Raw data:
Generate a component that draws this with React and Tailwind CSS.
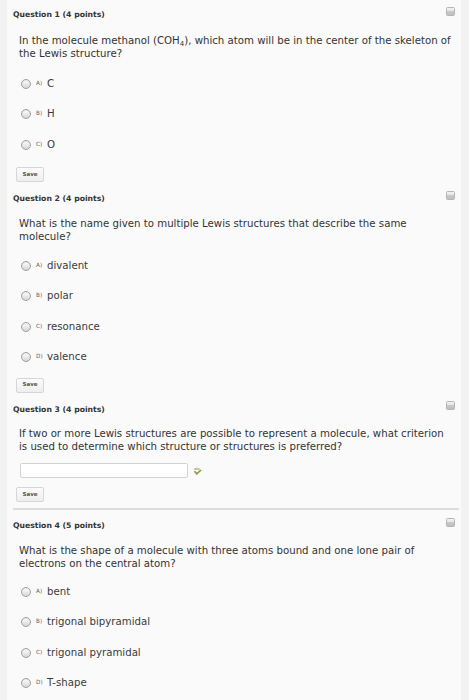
import React from 'react';

const font = { fontFamily: '"DejaVu Sans", Verdana, sans-serif' };

const Flag = () => (
  <svg width="9" height="9" viewBox="0 0 9 9" className="block">
    <defs>
      <linearGradient id="fg" x1="0" y1="0" x2="0" y2="1">
        <stop offset="0" stopColor="#f4f4f4" />
        <stop offset="0.5" stopColor="#e2e2e2" />
        <stop offset="0.5" stopColor="#c9c9c9" />
        <stop offset="1" stopColor="#bdbdbd" />
      </linearGradient>
    </defs>
    <rect x="0.5" y="0.5" width="8" height="8" rx="1" fill="url(#fg)" stroke="#b5b5b5" />
  </svg>
);

const Radio = () => (
  <span className="inline-block w-[10px] h-[10px] rounded-full border border-[#a0a0a0] bg-gradient-to-b from-[#ffffff] to-[#d6d6d6] shadow-[inset_0_1px_1px_rgba(0,0,0,0.08)]" />
);

const Header = ({ n, pts }) => (
  <div className="flex items-center justify-between pl-[6px] pr-[6px] h-[12px] leading-[12px]">
    <span className="text-[7.7px] font-bold text-[#333]">
      Question {n} ({pts} points)
    </span>
    <span className="-mt-[8px]">
      <Flag />
    </span>
  </div>
);

const Option = ({ letter, text }) => (
  <div className="flex items-center h-[30.5px] pl-[14px]">
    <Radio />
    <span className="ml-[5px] text-[5.7px] text-[#666] w-[10px] leading-none">{letter})</span>
    <span className="ml-[1px] text-[10.2px] text-[#3a3a3a] leading-none">{text}</span>
  </div>
);

const SaveBtn = ({ className = '' }) => (
  <div className={'flex pl-[9px] ' + className}>
    <button className="h-[15px] w-[28px] rounded-[2px] border border-[#d6d6d6] bg-gradient-to-b from-[#fbfbfb] to-[#eeeeee] text-[5.5px] font-bold text-[#555] leading-none">
      Save
    </button>
  </div>
);

const QText = ({ children, className = '' }) => (
  <p className={'pl-[12px] pr-[8px] text-[10.2px] leading-[13px] text-[#333] ' + className}>{children}</p>
);

export default function App() {
  return (
    <div className="min-h-[700px] w-[469px] bg-[#f2f2f2] overflow-hidden" style={font}>
      <div className="ml-[7px] mr-[8px] bg-[#fafafa] min-h-[700px] pt-[9px]">
        {/* Question 1 */}
        <Header n={1} pts={4} />
        <QText className="mt-[12.5px]">
          In the molecule methanol (COH<span className="relative top-[2px] text-[7px] leading-none">4</span>), which atom will be in the center of the skeleton of the Lewis structure?
        </QText>
        <div className="mt-[9px]">
          <Option letter="A" text="C" />
          <Option letter="B" text="H" />
          <Option letter="C" text="O" />
        </div>
        <SaveBtn className="mt-[7px]" />

        {/* Question 2 */}
        <div className="mt-[11px]">
          <Header n={2} pts={4} />
        </div>
        <QText className="mt-[11.5px]">
          What is the name given to multiple Lewis structures that describe the same molecule?
        </QText>
        <div className="mt-[8px]">
          <Option letter="A" text="divalent" />
          <Option letter="B" text="polar" />
          <Option letter="C" text="resonance" />
          <Option letter="D" text="valence" />
        </div>
        <SaveBtn className="mt-[5px]" />

        {/* Question 3 */}
        <div className="mt-[11px]">
          <Header n={3} pts={4} />
        </div>
        <QText className="mt-[11.5px]">
          If two or more Lewis structures are possible to represent a molecule, what criterion is used to determine which structure or structures is preferred?
        </QText>
        <div className="flex items-center mt-[10px] pl-[13px]">
          <input className="h-[15px] w-[168px] rounded-[2px] border border-[#d3d3d3] bg-white outline-none" />
          <svg width="9" height="9" viewBox="0 0 9 9" className="ml-[5px] -mt-[1px]">
            <text x="1" y="3.5" fontSize="3.5" fill="#777" fontFamily="DejaVu Sans">abc</text>
            <path d="M1.5 5.2 L3.8 7.8 L8 4" stroke="#7aa32a" strokeWidth="1.6" fill="none" />
          </svg>
        </div>
        <SaveBtn className="mt-[9px]" />

        <div className="mt-[6px] ml-[6px] mr-[2px] h-[2px] bg-[#dcdcdc]" />

        {/* Question 4 */}
        <div className="mt-[10px]">
          <Header n={4} pts={5} />
        </div>
        <QText className="mt-[11.5px]">
          What is the shape of a molecule with three atoms bound and one lone pair of electrons on the central atom?
        </QText>
        <div className="mt-[7px]">
          <Option letter="A" text="bent" />
          <Option letter="B" text="trigonal bipyramidal" />
          <Option letter="C" text="trigonal pyramidal" />
          <Option letter="D" text="T-shape" />
        </div>
      </div>
    </div>
  );
}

What to do: Leave out every line without the string "React" and copy the rest.

Problem solution:
Generate a component that draws this with React and Tailwind CSS.
import React from 'react';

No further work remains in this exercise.